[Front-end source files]
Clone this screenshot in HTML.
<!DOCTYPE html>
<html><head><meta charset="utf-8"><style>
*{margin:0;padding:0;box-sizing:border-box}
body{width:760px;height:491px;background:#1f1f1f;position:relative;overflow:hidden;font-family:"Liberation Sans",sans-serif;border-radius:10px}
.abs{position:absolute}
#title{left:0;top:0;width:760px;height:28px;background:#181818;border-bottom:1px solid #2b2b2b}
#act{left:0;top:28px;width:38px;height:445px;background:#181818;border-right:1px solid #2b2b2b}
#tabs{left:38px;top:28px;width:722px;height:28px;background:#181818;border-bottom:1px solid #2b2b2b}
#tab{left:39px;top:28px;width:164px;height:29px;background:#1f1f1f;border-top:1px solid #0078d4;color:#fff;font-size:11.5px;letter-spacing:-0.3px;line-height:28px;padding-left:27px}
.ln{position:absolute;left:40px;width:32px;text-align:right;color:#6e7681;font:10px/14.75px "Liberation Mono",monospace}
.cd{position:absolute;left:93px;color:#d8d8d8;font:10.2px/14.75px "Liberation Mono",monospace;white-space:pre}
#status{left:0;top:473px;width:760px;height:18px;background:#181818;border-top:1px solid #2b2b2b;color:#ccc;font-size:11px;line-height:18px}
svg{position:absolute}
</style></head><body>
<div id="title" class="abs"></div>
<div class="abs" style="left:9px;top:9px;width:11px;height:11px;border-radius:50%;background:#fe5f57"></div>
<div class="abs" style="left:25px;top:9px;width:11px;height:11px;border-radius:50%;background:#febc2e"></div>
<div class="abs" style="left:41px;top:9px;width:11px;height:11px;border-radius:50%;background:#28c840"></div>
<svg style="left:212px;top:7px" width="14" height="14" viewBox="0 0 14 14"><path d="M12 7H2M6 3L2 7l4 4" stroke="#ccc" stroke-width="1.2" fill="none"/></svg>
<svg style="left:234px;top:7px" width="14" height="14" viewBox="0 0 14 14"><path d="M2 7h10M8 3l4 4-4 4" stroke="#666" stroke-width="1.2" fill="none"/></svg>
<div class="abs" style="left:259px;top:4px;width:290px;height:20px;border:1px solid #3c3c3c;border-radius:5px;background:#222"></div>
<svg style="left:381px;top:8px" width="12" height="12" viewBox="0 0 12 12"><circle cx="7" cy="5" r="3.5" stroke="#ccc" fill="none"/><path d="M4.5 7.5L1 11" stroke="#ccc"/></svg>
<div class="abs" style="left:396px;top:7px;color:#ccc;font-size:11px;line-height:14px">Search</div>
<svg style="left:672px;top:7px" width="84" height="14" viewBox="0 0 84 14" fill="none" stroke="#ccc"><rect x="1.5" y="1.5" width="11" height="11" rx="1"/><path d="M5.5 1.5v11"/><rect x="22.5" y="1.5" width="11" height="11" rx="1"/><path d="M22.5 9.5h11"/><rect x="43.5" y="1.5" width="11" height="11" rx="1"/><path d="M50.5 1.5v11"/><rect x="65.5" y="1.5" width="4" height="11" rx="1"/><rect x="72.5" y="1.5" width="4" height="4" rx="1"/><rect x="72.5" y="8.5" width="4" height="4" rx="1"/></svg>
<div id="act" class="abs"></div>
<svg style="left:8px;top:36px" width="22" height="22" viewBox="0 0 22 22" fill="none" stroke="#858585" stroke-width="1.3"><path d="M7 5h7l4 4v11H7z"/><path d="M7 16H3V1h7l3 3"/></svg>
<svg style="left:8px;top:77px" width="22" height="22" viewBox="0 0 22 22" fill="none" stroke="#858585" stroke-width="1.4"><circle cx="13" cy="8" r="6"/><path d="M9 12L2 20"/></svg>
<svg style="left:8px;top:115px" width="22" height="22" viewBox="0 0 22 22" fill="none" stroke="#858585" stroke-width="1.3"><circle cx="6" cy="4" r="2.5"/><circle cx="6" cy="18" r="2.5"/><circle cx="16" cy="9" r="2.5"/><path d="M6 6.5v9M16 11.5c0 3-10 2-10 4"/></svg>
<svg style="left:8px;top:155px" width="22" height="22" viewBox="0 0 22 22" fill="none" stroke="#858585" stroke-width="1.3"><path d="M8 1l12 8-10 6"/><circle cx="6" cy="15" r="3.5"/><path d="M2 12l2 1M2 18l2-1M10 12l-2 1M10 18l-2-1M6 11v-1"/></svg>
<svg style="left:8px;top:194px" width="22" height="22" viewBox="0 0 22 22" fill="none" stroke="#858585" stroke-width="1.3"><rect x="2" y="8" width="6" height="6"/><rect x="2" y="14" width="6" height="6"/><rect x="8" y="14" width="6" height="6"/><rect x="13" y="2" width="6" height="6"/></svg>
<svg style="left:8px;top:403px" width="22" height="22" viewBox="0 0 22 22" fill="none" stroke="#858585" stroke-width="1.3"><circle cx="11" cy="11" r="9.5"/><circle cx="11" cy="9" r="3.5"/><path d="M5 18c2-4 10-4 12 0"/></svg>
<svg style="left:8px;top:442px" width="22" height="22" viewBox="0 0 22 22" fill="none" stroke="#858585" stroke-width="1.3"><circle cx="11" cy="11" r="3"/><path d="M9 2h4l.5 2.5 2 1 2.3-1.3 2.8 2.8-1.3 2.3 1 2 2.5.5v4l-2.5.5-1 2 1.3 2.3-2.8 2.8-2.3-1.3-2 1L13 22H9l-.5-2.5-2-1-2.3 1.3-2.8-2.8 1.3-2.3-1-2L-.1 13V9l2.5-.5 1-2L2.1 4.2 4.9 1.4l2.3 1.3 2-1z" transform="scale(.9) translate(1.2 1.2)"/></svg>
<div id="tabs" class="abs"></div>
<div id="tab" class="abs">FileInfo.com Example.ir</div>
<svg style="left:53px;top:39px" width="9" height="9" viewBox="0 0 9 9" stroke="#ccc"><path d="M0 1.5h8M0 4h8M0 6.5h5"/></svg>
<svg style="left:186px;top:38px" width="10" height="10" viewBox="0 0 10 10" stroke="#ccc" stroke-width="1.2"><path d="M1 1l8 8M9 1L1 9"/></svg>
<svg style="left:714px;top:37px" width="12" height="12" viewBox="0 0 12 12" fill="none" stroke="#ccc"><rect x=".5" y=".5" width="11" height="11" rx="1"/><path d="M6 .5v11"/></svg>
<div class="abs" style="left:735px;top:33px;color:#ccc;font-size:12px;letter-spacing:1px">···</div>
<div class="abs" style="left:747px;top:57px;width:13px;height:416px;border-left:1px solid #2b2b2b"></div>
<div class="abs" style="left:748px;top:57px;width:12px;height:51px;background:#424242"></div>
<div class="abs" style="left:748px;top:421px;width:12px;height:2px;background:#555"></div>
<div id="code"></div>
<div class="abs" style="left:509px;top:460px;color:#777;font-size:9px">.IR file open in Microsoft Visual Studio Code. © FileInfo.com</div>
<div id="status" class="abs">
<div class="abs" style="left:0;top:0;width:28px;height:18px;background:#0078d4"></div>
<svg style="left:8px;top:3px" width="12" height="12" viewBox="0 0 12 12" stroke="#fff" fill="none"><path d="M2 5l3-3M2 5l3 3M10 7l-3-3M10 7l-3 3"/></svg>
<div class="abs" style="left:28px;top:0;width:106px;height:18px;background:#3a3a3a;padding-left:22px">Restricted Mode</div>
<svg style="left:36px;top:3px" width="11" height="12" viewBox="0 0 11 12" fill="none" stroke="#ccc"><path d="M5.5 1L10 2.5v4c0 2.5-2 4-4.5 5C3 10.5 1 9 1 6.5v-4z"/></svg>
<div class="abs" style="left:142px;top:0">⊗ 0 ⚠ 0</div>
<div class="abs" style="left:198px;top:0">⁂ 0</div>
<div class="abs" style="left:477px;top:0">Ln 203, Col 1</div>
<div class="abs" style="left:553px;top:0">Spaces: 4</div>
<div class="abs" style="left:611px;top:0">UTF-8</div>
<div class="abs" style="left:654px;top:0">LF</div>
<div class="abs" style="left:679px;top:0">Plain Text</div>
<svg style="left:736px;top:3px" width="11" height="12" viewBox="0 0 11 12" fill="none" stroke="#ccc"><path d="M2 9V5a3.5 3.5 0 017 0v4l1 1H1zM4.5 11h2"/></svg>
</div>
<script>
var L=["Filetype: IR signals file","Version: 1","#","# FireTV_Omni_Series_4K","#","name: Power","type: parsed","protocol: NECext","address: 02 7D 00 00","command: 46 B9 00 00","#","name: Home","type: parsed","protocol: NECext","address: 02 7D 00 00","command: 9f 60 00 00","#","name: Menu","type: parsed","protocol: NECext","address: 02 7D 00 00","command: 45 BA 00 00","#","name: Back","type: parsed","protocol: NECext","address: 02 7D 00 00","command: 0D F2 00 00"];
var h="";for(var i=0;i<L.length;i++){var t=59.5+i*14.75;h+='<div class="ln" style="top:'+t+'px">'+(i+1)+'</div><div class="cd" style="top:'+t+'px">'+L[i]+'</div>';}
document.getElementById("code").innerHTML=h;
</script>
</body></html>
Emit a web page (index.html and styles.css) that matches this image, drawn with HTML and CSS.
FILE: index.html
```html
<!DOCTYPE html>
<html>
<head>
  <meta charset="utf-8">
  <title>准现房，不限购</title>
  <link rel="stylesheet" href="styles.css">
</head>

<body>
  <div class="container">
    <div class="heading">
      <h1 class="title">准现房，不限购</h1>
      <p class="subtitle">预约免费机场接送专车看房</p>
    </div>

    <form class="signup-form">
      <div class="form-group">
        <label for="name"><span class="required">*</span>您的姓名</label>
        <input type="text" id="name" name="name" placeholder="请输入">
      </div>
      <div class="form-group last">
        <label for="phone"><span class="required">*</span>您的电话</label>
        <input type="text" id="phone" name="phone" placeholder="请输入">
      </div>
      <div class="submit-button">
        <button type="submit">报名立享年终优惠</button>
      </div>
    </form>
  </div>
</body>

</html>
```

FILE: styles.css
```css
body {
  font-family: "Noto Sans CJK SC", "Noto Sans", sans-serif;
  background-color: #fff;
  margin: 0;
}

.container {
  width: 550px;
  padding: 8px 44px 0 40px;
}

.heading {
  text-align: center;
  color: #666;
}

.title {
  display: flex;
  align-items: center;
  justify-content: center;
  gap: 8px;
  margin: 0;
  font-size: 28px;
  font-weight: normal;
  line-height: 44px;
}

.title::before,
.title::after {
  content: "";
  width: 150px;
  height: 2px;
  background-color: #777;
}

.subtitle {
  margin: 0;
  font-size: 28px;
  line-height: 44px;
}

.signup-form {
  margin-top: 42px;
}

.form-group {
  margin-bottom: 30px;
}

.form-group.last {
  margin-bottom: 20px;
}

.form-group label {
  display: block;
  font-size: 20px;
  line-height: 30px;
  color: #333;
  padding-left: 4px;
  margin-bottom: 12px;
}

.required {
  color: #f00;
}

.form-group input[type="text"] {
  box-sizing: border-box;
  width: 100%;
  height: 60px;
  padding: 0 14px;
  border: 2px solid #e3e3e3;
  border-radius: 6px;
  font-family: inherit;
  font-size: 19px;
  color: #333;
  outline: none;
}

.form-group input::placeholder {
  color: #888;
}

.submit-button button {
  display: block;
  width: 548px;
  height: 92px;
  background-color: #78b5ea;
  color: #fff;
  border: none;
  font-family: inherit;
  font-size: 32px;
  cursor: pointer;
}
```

• [Task brief]: Look for lines containing the string "this" and copy them all.

• [In response]:
Clone this screenshot in HTML.
Emit a web page (index.html and styles.css) that matches this image, drawn with HTML and CSS.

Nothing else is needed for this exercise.